The ordinariness of it all is what struck me the most, as I headed down Prospect and then through Public Square. I decided to walk up Ontario St. to check out the new Hilton Hotel, built with public funds. Although the sidewalks were much less busy, the security presence was much greater, as I saw mounted police, military forces [probably National Guard], and a SWAT team. Ohio State Troopers were also in evidence around the Square. Most of these forces seemed to be socializing with each other when they weren’t moving as a unit from one spot to another. I felt no tension anywhere, notwithstanding the morning attack in Baton Rouge. I saw no protesters, save for a lone spokesman manning a sign calling for support of the Kurdish struggle.

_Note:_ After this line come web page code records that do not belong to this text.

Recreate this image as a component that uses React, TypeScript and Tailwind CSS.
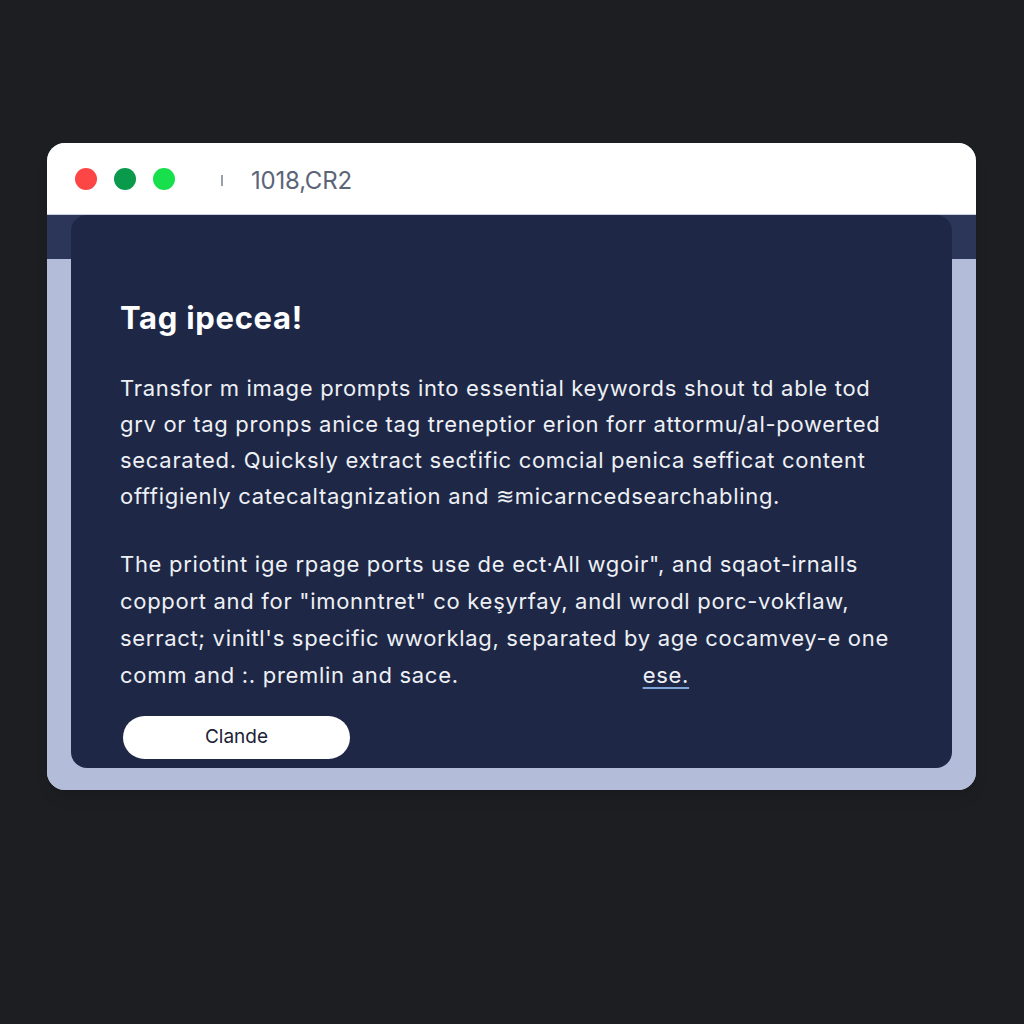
export default function App() {
  return (
    <div
      className="min-h-[1024px] w-full bg-[#1c1e22] pt-[143px]"
      style={{ fontFamily: "Inter, 'Open Sans', sans-serif" }}
    >
      <div className="mx-[47px] w-[929px] overflow-hidden rounded-[18px] bg-[#b3bcd8] shadow-lg">
        {/* title bar */}
        <div className="flex h-[72px] items-center border-b border-[#c9cfdd] bg-white pl-[28px]">
          <div className="flex items-center gap-[17px]">
            <span className="h-[22px] w-[22px] rounded-full bg-[#fc4646]" />
            <span className="h-[22px] w-[22px] rounded-full bg-[#0a9a4c]" />
            <span className="h-[22px] w-[22px] rounded-full bg-[#18e04c]" />
          </div>
          <span className="ml-[46px] mt-[4px] h-[11px] w-[2px] bg-[#9aa0ab]" />
          <span className="ml-[28px] mt-[4px] text-[24px] tracking-[-0.2px] text-[#5c6577]">1018,CR2</span>
        </div>

        {/* body */}
        <div className="bg-[linear-gradient(to_bottom,#2b3658_44px,#b3bcd8_44px)] px-[24px] pb-[22px]">
          <div className="rounded-[16px] bg-[#1e2846] pl-[49px] pr-[30px] pt-[84px] pb-[9px] text-[#eef0f5]">
            <h1 className="text-[31px] font-bold leading-[38px] tracking-[0.7px] text-white">Tag ipecea!</h1>

            <p className="mt-[33px] text-[22px] leading-[36px] tracking-[0.7px]">
              Transfor m image prompts into essential keywords shout td able tod
              <br />
              grv or tag pronps anice tag treneptior erion forr attormu/al-powerted
              <br />
              secarated. Quicksly extract secťific comcial penica sefficat content
              <br />
              offfigienly catecaltagnization and ≋micarncedsearchabling.
            </p>

            <p className="mt-[32px] text-[22px] leading-[37px] tracking-[0.7px]">
              The priotint ige rpage ports use de ect·All wgoir", and sqaot-irnalls
              <br />
              copport and for "imonntret" co keşyrfay, andl wrodl porc-vokflaw,
              <br />
              serract; vinitl's specific wworklag, separated by age cocamvey-e one
              <br />
              comm and :. premlin and sace.
              <span className="ml-[184px] underline decoration-[#7fa6d6] underline-offset-[4px]">ese.</span>
            </p>

            <button className="ml-[3px] mt-[22px] flex h-[43px] w-[227px] items-center justify-center rounded-full bg-white text-[19px] text-[#1c2236]">
              Clande
            </button>
          </div>
        </div>
      </div>
    </div>
  );
}
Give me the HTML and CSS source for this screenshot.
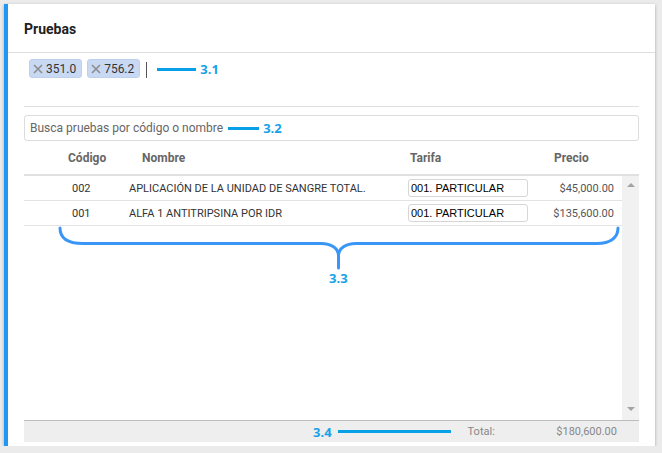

I was taken aback a bit as I prepared to enter the Hilton and was greeted by this sign:

I did not find such inhospitality at any of the other hotel lobbies I passed or entered, including the Drury, which I was scouting for an old college chum who plans to pass through town sometime this fall. I can’t say I was charmed by what they’ve done with the lobby. All that marble seemed austere. [Note: the marble isn’t new. The Drury, which opened earlier this year, is a conversion of the old Cleveland Board of Education building. I did see an efficient, welcoming and hard-working staff in operation.]
Akron SWAT team members in University Circle

I circled back through the mostly empty [as always] Arcade, a building that every visitor should experience, before taking the Healthline back uptown. When I got to University Circle, I saw a SWAT team and a police squad from Akron, perhaps returning from dinner somewhere on the Case campus. They were likely a few of the nearly 2000-person security contingent being housed on campus this week, a situation that produced such angst within the University community that the school has closed until the Convention is over.

Akron police in University Circle
Despite the extraordinary security precautions and momentous action about to be taken by the GOP this week, overall I sensed neither great drama nor tension. Perhaps it was the calm before the storm.